(What the task asks)
Single out the lines of the material that contain "with" and copy them.

(Information given)
○ ○ ○ ○

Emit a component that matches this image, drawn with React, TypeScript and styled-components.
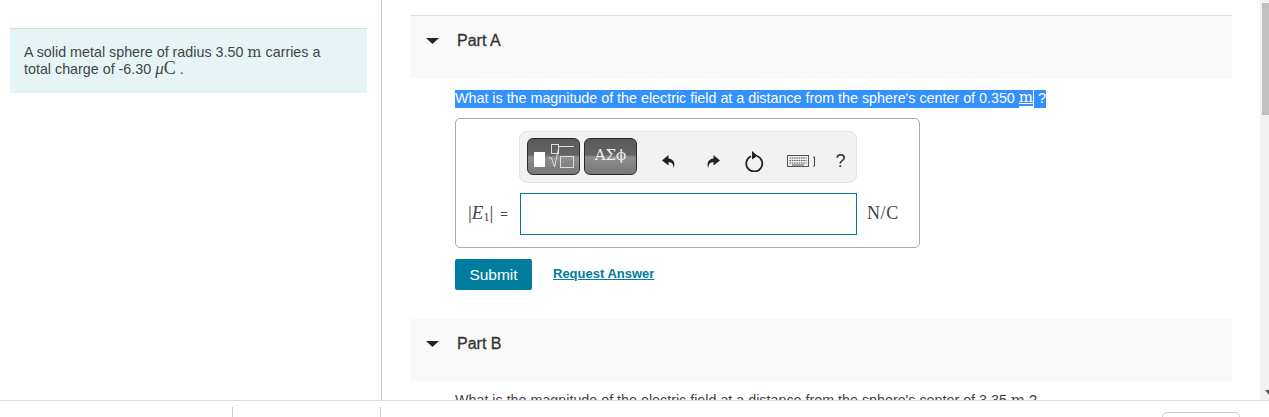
import React from "react";
import styled, { createGlobalStyle } from "styled-components";

const Global = createGlobalStyle`
  html, body { margin: 0; padding: 0; height: 100%; overflow: hidden; background: #fff; }
  #root { height: 417px; }
  * { box-sizing: border-box; }
`;
const Page = styled.div`
  height: 417px; display: flex; flex-direction: column;
  font-family: "Liberation Sans", Arial, sans-serif; font-size: 14.3px; color: #444;
`;
const Main = styled.div`display: flex; height: 400px; overflow: hidden;`;
const Left = styled.aside`
  width: 382px; flex: none; border-right: 1px solid #c4ccd2; padding: 28px 14px 0 10px;
`;
const Note = styled.div`
  height: 65px; background: #e5f5f6; border-top: 1px solid #d3dde0; padding: 15px 30px 0 14px; line-height: 17px;
`;
const M = styled.span`font-family: "DejaVu Serif", "Liberation Serif", serif; font-size: 15px; line-height: 0;`;
const MI = styled.span`font-style: italic; font-family: "Liberation Serif", serif; font-size: 17px; line-height: 0;`;
const MC = styled.span`font-family: "Liberation Serif", serif; font-size: 18px; line-height: 0;`;
const Right = styled.section`flex: 1; padding: 15px 28px 0 29px; overflow: hidden;`;
const PartHead = styled.div<{ $top?: boolean }>`
  height: ${(p) => (p.$top ? 63 : 62)}px; background: #f8f8f8; padding: 15px 0 0 15px;
  ${(p) => p.$top && "border-top: 1px solid #ddd;"}
  display: flex; align-items: flex-start; font-size: 16px; line-height: 20px; color: #333;
  -webkit-text-stroke: 0.3px #333;
`;
const Caret = styled.svg`width: 13px; height: 6px; margin: 7px 18px 0 0; flex: none;`;
const Body = styled.div`padding-left: 44px;`;
const Question = styled.div`margin-top: 12px; height: 18px; display: flex; white-space: pre; line-height: 17px;`;
const Selected = styled.span`background: #3390ff; color: #fff; height: 18px;`;
const SelectedMath = styled(Selected)`height: 16px; margin-right: 1px; font-family: "DejaVu Serif", serif; font-size: 15px; line-height: 15px; text-decoration: underline;`;
const Answer = styled.div`
  margin-top: 10px; width: 465px; height: 130px; border: 1px solid #aaa; border-radius: 5px;
  padding: 12px 0 0 12px; display: grid; grid-template-columns: 52px 337px auto; grid-template-rows: 52px 42px;
  row-gap: 10px;
`;
const Toolbar = styled.div`
  grid-column: 2; grid-row: 1; background: #f2f2f2; border: 1px solid #e2e2e2; border-radius: 8px; margin-left: -1px;
  display: flex; align-items: flex-start; padding: 6px 0 0 7px;
`;
const TemplateBtn = styled.div`
  width: 53px; height: 37px; border: 1px solid #2b2b2b; border-radius: 6px; margin-right: 4px; flex: none;
  background: linear-gradient(#5a5a5a 0, #646464 45%, #8e8e8e 52%, #777 100%);
  color: #eee; display: flex; align-items: center; justify-content: center;
  font-family: "DejaVu Serif", serif; font-size: 15px; padding-bottom: 3px;
`;
const RadicalBtn = styled(TemplateBtn)`padding: 0;`;
const Tool = styled.div<{ $w: number }>`
  width: ${(p) => p.$w}px; flex: none; display: flex; justify-content: center; align-items: center;
  color: #333; font-size: 18px; height: 46px;
`;
const Label = styled.div`
  grid-column: 1; grid-row: 2; display: flex; align-items: center; color: #444; font-size: 13px; white-space: nowrap; padding-bottom: 2px;
`;
const LabelMath = styled.span`font-family: "Liberation Serif", serif; font-size: 19px; margin-right: 7px; color: #444;`;
const Sub = styled.sub`font-size: 12px; font-style: normal; vertical-align: -2px; line-height: 0;`;
const Input = styled.div`grid-column: 2; grid-row: 2; border: 1px solid #007c9e;`;
const Unit = styled.div`
  grid-column: 3; grid-row: 2; display: flex; align-items: center; padding: 0 0 2px 10px; font-family: "Liberation Serif", serif; font-size: 18px; color: #444; letter-spacing: .6px;
`;
const Actions = styled.div`display: flex; align-items: center; margin-top: 11px; height: 31px;`;
const Submit = styled.button`
  width: 77px; height: 31px; border: 0; background: #007c9e; color: #fff; border-radius: 2px; font: inherit; font-size: 15.500px; padding: 0;
`;
const ReqLink = styled.a`
  margin-left: 21px; color: #007c9e; font-weight: 700; font-size: 13px; text-decoration: underline; position: relative; top: -1px;
`;
const Gap = styled.div`height: 29px;`;
const Clipped = styled.p`margin: 11px 0 0; line-height: 17px; white-space: nowrap; color: #444;`;
const Scroll = styled.div`width: 9px; flex: none; background: #f1f1f1; position: relative; padding: 3px 0 0 2px;`;
const Thumb = styled.div`height: 112px; background: #c1c1c1;`;
const ScrollArrow = styled.svg`position: absolute; left: 5px; top: 390px; width: 8px; height: 5px;`;
const Foot = styled.footer`
  height: 17px; border-top: 1px solid #ddd; display: flex; overflow: hidden; padding-top: 6px;
`;
const Tick = styled.div<{ $w: number }>`
  width: ${(p) => p.$w}px; height: 11px; border-right: 1px solid #ccc; flex: none;
`;
const FootBtn = styled.div`
  width: 78px; height: 30px; border: 1px solid #ccc; border-radius: 5px; margin: 5px 0 0 781px; flex: none;
`;

const CaretIcon = () => (
  <Caret viewBox="0 0 13 6"><path d="M0 0h13L6.500 6z" fill="#222" /></Caret>
);
const Undo = ({ flip }: { flip?: boolean }) => (
  <svg width="16" height="15" viewBox="0 0 15 15" style={flip ? { transform: "scaleX(-1)" } : undefined}>
    <path d="M7 1 0.500 6.500 7 11.500V8.300c3 0 4.600 1 5.200 5.700 2-5-.2-9.200-5.200-9.600z" fill="#222" />
  </svg>
);
const Rotate = () => (
  <svg width="20" height="22" viewBox="0 0 20 22" fill="none">
    <path d="M13 6a8 8 0 1 1-6 .2" stroke="#222" strokeWidth="1.800" />
    <path d="M8 1 13.500 5.700 8 9.500z" fill="#222" />
  </svg>
);
const Keyboard = () => (
  <svg width="32" height="14" viewBox="0 0 32 14" fill="none">
    <rect x=".5" y="1.500" width="21" height="11" fill="#eee" stroke="#555" />
    <path d="M2.500 4h17M2.500 6.500h17M2.500 9h17" stroke="#555" strokeDasharray="1.500 .8" />
    <path d="M5 11h12" stroke="#555" />
    <path d="M26 3h1.500v9H26" stroke="#444" />
  </svg>
);
const Radical = () => (
  <svg width="51" height="35" viewBox="0 0 51 35" fill="none">
    <rect x="6" y="13" width="11" height="15" fill="#fff" />
    <rect x="23.500" y="5.500" width="7" height="9" stroke="#ddd" />
    <path d="M21 19h2.500l3 9L31 7.500h15" stroke="#ddd" />
    <rect x="32.500" y="17.500" width="13" height="11" stroke="#ddd" />
  </svg>
);

export default function App() {
  return (
    <Page>
      <Global />
      <Main>
        <Left>
          <Note>
            A solid metal sphere of radius 3.50 <M>m</M> carries a total charge of -6.30 <MI>μ</MI><MC>C</MC> .
          </Note>
        </Left>
        <Right>
          <PartHead $top><CaretIcon />Part A</PartHead>
          <Body>
            <Question>
              <Selected>What is the magnitude of the electric field at a distance from the sphere's center of 0.350 </Selected>
              <SelectedMath>m</SelectedMath>
              <Selected> ?</Selected>
            </Question>
            <Answer>
              <Toolbar>
                <RadicalBtn><Radical /></RadicalBtn>
                <TemplateBtn>ΑΣϕ</TemplateBtn>
                <Tool $w={55}><Undo /></Tool>
                <Tool $w={34}><Undo flip /></Tool>
                <Tool $w={47}><Rotate /></Tool>
                <Tool $w={51}><Keyboard /></Tool>
                <Tool $w={25}>?</Tool>
              </Toolbar>
              <Label><LabelMath>|<i>E</i><Sub>1</Sub>|</LabelMath> =</Label>
              <Input />
              <Unit>N/C</Unit>
            </Answer>
            <Actions>
              <Submit>Submit</Submit>
              <ReqLink>Request Answer</ReqLink>
            </Actions>
          </Body>
          <Gap />
          <PartHead><CaretIcon />Part B</PartHead>
          <Body>
            <Clipped>What is the magnitude of the electric field at a distance from the sphere's center of 3.35 <M>m</M> ?</Clipped>
          </Body>
        </Right>
        <Scroll>
          <Thumb />
          <ScrollArrow viewBox="0 0 8 5"><path d="M0 0h8L4 5z" fill="#555" /></ScrollArrow>
        </Scroll>
      </Main>
      <Foot>
        <Tick $w={233} />
        <Tick $w={148} />
        <FootBtn />
      </Foot>
    </Page>
  );
}
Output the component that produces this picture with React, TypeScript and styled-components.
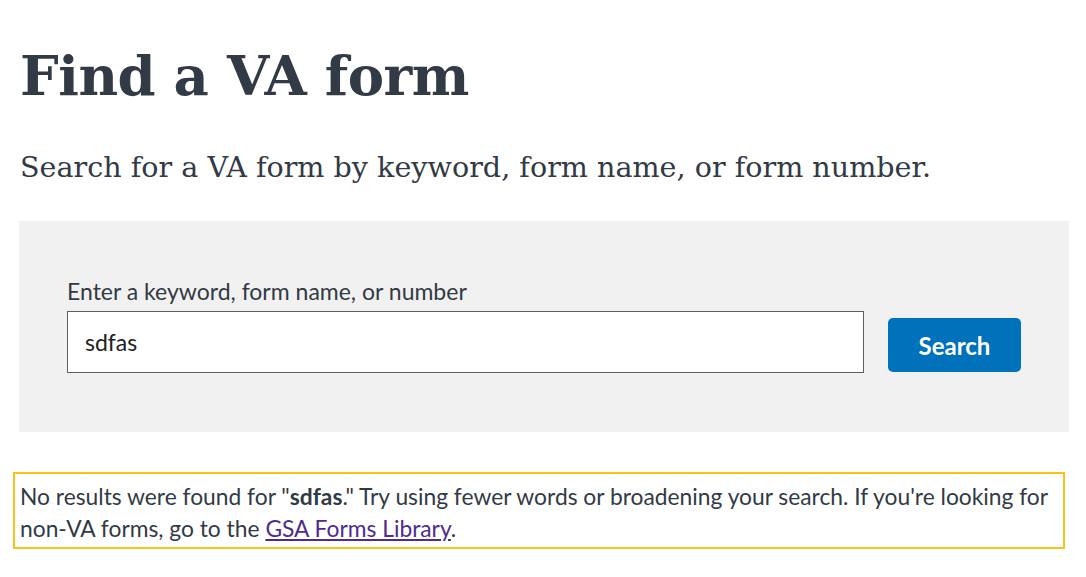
import styled, { createGlobalStyle } from 'styled-components'

const GlobalStyle = createGlobalStyle`
  body {
    margin: 0;
    background: #fff;
    color: #323a45;
    font-family: Lato, "Liberation Sans", sans-serif;
  }
`

const Page = styled.main`
  width: 1050px;
  padding: 0 0 0 19px;
`

const Title = styled.h1`
  margin: 0;
  padding-top: 40px;
  font-family: "DejaVu Serif", serif;
  font-weight: 700;
  font-size: 54.5px;
  line-height: 72px;
  color: #323a45;
  letter-spacing: -0.5px;
  padding-left: 1px;
`

const Lead = styled.p`
  margin: 37px 0 0;
  padding-left: 1px;
  font-family: "DejaVu Serif", serif;
  font-size: 28.6px;
  line-height: 36px;
  color: #323a45;
`

const SearchPanel = styled.section`
  margin-top: 36px;
  background: #f1f1f1;
  padding: 56px 48px 59px;
`

const Label = styled.label`
  display: block;
  font-size: 23px;
  line-height: 28px;
  margin-bottom: 6px;
`

const Row = styled.div`
  display: flex;
  align-items: flex-end;
`

const Input = styled.input`
  box-sizing: border-box;
  width: 797px;
  height: 62px;
  border: 1px solid #5b616b;
  background: #fff;
  padding: 0 17px;
  font-family: Lato, "Liberation Sans", sans-serif;
  font-size: 23px;
  color: #212121;
  outline: none;
`

const Button = styled.button`
  margin: 0 0 1px 24px;
  width: 133px;
  height: 54px;
  border: none;
  border-radius: 5px;
  background: #0071bb;
  color: #fff;
  font-family: Lato, "Liberation Sans", sans-serif;
  font-weight: 700;
  font-size: 24px;
  cursor: pointer;
`

const Message = styled.p`
  margin: 40px 0 0 -6px;
  width: 1038px;
  border: 2px solid #fdc01a;
  padding: 6px 5px 3px 5px;
  font-size: 22.8px;
  line-height: 32px;
  color: #323a45;

  strong {
    font-weight: 700;
  }

  a {
    color: #4c2c92;
  }
`

export default function App() {
  return (
    <>
      <GlobalStyle />
      <Page>
        <Title>Find a VA form</Title>
        <Lead>Search for a VA form by keyword, form name, or form number.</Lead>
        <SearchPanel>
          <Label htmlFor="va-form-query">Enter a keyword, form name, or number</Label>
          <Row>
            <Input id="va-form-query" defaultValue="sdfas" />
            <Button type="button">Search</Button>
          </Row>
        </SearchPanel>
        <Message>
          {'No results were found for "'}
          <strong>sdfas</strong>
          {'." Try using fewer words or broadening your search. If you\'re looking for '}
          {'non-VA forms, go to the '}
          <a href="#gsa">GSA Forms Library</a>
          {'.'}
        </Message>
      </Page>
    </>
  )
}
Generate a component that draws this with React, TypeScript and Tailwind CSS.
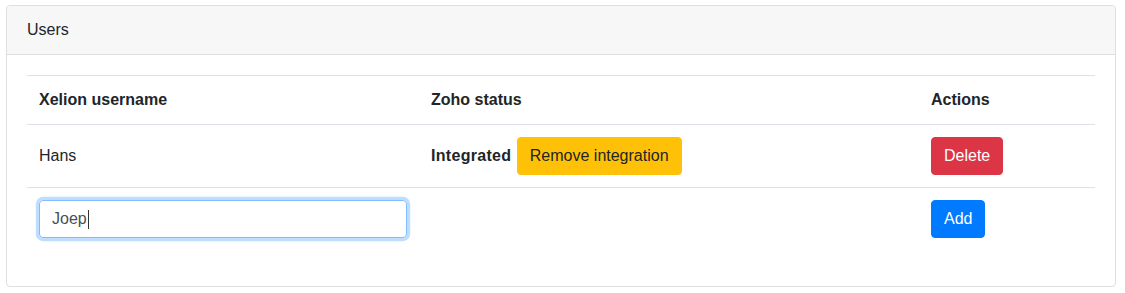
import React from "react";

const users = [{ name: "Hans", integrated: true }];

const App = () => {
  return (
    <div className="min-h-screen bg-white pl-[6px] pr-[9px] pt-[5px] font-['Liberation_Sans',Arial,sans-serif] text-[16px] leading-6 text-[#212529]">
      <div className="rounded border border-[#dfdfdf] bg-white">
        <div className="rounded-t border-b border-[#dfdfdf] bg-[#f7f7f7] px-5 py-3">Users</div>
        <div className="p-5">
          <table className="mb-4 w-full border-collapse">
            <thead>
              <tr>
                <th className="w-[392px] border-t border-[#dee2e6] p-3 text-left font-bold">Xelion username</th>
                <th className="w-[500px] border-t border-[#dee2e6] p-3 text-left font-bold">Zoho status</th>
                <th className="border-t border-[#dee2e6] p-3 text-left font-bold">Actions</th>
              </tr>
            </thead>
            <tbody>
              {users.map((u) => (
                <tr key={u.name}>
                  <td className="border-t border-[#dee2e6] p-3 align-middle">{u.name}</td>
                  <td className="border-t border-[#dee2e6] p-3 align-middle">
                    <span className="font-bold tracking-[0.3px]">Integrated</span>{" "}
                    <button className="ml-[1px] h-[38px] rounded border border-[#ffc107] bg-[#ffc107] px-3 text-[#212529]">
                      Remove integration
                    </button>
                  </td>
                  <td className="border-t border-[#dee2e6] p-3 align-middle">
                    <button className="h-[38px] rounded border border-[#dc3545] bg-[#dc3545] px-3 text-white">Delete</button>
                  </td>
                </tr>
              ))}
              <tr>
                <td className="border-t border-[#dee2e6] p-3 align-middle">
                  <div className="flex h-[38px] w-full items-center rounded border border-[#80bdff] px-3 text-[#495057] shadow-[0_0_0_3.2px_rgba(0,123,255,0.25)]">
                    Joep
                    <span className="ml-[1px] inline-block h-[19px] w-px bg-[#333]" />
                  </div>
                </td>
                <td className="border-t border-[#dee2e6] p-3 align-middle"></td>
                <td className="border-t border-[#dee2e6] p-3 align-middle">
                  <button className="h-[38px] rounded border border-[#007bff] bg-[#007bff] px-3 text-white">Add</button>
                </td>
              </tr>
            </tbody>
          </table>
        </div>
      </div>
    </div>
  );
};

export default App;
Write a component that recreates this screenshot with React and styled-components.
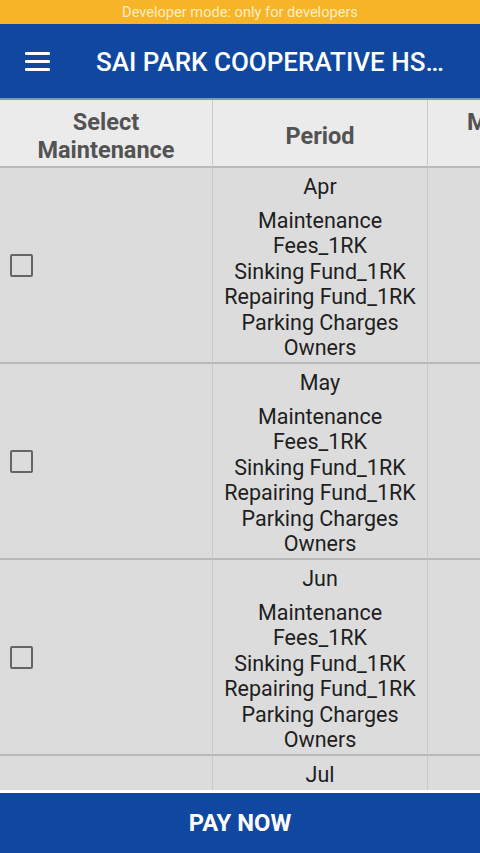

○ ○ ○ ○

(Result for this task)
Emit a component that matches this image, drawn with React, TypeScript and styled-components.
Output the component that produces this picture with React, TypeScript and styled-components.
Generate a component that draws this with React, TypeScript and Tailwind CSS.
Write a component that recreates this screenshot with React and styled-components.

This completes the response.